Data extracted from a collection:
┌──

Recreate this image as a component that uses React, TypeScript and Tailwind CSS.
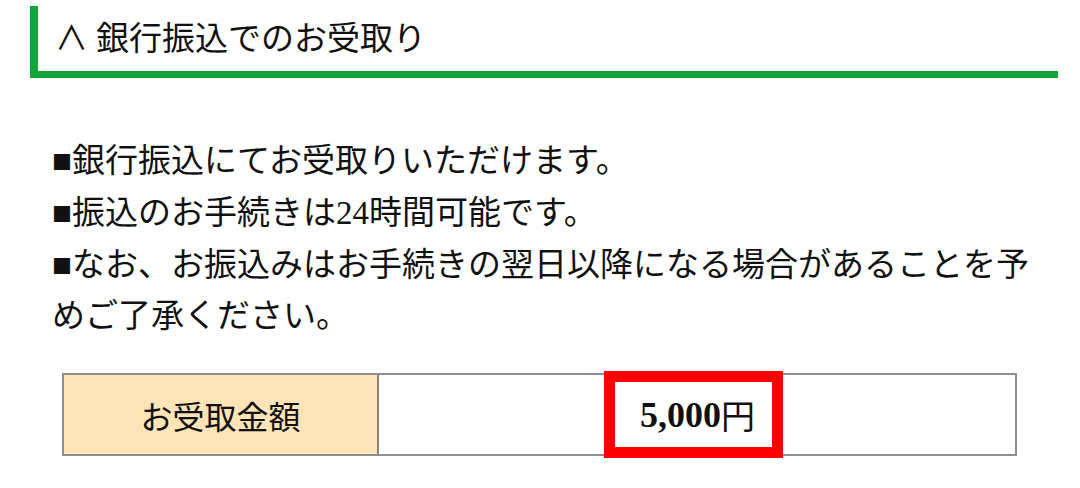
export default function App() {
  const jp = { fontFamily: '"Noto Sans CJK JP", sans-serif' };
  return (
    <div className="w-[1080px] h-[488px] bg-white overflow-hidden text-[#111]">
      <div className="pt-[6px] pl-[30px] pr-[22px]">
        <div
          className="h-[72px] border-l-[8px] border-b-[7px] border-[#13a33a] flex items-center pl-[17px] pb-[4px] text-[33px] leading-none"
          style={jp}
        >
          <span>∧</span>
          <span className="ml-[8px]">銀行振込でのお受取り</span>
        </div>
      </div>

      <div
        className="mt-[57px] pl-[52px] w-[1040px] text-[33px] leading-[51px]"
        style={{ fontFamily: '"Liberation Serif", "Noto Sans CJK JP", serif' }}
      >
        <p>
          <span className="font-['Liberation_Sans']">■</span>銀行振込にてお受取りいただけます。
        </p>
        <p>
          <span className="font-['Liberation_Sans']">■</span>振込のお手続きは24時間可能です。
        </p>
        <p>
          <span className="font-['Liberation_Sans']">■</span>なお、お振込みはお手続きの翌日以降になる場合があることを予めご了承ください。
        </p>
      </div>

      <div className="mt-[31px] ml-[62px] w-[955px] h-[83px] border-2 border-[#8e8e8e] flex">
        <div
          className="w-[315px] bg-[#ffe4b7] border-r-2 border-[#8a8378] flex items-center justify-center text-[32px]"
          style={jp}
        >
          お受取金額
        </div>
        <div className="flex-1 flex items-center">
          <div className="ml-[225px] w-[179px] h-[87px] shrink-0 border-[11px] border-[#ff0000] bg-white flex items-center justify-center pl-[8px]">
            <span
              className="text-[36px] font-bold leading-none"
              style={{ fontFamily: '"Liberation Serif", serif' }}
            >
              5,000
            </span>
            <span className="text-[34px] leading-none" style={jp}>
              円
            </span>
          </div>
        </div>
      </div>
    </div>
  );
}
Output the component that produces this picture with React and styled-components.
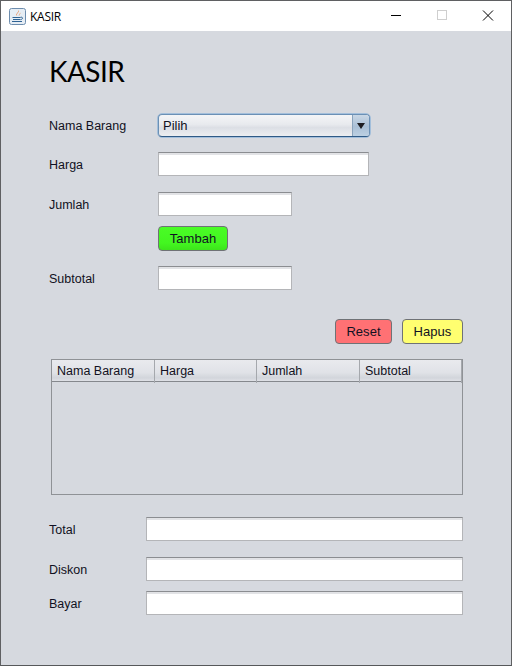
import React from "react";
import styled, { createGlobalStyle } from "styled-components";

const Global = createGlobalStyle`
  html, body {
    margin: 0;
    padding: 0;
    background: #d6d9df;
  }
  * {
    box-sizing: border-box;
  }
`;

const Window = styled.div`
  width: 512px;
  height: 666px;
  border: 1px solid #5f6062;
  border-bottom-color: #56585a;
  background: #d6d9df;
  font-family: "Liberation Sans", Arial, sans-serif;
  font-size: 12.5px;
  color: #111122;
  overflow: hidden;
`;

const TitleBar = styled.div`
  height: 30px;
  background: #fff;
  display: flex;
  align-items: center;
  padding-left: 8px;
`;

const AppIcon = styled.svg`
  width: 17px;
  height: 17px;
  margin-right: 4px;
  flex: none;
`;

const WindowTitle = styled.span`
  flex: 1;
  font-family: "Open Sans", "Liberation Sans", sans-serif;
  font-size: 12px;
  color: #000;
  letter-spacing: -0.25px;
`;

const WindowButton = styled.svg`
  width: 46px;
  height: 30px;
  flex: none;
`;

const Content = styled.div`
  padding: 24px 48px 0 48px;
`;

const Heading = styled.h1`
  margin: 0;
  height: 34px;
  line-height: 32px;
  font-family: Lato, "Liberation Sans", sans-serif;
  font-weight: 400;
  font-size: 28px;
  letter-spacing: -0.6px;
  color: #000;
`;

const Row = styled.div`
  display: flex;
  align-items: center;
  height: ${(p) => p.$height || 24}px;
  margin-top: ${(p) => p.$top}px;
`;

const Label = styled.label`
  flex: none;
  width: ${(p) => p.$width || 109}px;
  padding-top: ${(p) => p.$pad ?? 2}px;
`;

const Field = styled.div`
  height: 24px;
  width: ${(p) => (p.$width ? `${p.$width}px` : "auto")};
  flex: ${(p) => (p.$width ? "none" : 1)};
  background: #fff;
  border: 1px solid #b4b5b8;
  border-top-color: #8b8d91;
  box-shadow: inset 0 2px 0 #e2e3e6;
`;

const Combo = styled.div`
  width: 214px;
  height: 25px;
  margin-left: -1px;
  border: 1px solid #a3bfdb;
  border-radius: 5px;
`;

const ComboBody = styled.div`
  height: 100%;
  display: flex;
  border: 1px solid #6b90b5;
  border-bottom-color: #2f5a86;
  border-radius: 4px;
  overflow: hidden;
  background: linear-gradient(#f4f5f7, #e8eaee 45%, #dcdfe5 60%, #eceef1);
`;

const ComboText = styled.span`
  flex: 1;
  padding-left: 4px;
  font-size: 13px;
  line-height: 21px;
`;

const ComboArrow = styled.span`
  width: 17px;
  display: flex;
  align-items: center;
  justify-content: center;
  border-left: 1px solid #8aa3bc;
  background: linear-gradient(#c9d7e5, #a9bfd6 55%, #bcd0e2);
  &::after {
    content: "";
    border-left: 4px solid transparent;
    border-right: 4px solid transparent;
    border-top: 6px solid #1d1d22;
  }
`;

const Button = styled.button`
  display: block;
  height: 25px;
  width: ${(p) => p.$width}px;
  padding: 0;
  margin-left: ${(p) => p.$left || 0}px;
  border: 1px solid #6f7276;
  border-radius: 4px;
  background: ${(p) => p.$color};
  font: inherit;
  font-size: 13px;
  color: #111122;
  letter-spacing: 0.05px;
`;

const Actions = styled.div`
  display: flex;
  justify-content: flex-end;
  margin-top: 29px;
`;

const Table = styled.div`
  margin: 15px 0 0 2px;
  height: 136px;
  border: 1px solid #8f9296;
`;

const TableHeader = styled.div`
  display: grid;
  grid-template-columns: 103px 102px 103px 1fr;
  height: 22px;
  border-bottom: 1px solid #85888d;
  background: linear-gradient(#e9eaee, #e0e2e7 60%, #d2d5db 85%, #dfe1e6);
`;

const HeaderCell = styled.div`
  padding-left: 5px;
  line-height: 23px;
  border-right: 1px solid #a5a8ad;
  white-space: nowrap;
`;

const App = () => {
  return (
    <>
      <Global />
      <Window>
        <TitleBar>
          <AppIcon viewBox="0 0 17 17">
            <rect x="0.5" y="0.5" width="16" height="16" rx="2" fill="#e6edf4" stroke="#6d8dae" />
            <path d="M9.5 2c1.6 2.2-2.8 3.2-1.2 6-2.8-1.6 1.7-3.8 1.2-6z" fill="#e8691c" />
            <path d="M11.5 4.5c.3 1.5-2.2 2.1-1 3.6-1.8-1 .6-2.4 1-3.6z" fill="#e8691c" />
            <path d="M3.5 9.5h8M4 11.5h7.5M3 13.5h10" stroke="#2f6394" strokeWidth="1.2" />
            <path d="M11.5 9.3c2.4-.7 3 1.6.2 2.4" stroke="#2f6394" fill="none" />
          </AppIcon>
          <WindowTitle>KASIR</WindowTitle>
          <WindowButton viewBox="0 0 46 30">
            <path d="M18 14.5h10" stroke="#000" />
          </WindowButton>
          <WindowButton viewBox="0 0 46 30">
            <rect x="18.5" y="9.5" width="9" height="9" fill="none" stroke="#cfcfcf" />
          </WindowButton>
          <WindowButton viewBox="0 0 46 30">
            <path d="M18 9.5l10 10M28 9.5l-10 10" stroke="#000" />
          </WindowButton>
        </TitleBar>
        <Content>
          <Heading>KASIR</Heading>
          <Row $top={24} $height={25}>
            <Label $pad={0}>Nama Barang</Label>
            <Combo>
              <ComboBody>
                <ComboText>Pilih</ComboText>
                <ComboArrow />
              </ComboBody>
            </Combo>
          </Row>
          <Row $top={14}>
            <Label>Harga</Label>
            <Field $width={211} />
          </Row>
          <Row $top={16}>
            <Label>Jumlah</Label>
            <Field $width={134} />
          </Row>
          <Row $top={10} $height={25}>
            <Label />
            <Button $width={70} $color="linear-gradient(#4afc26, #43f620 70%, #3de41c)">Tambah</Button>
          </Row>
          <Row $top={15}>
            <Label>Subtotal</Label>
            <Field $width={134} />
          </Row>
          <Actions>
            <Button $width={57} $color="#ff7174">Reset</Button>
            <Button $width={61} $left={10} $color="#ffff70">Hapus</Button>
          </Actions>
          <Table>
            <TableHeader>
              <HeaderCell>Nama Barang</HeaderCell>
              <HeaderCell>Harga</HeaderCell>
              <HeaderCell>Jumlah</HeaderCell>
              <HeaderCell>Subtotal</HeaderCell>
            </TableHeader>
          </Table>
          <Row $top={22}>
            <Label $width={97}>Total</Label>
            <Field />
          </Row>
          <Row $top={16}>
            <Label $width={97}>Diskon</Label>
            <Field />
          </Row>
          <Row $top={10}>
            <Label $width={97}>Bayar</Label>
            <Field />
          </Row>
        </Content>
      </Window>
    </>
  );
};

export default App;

└──

-- Short exercise --
Among the lines of the data above, count those holding "this" and state only the number.

-- Solution --
2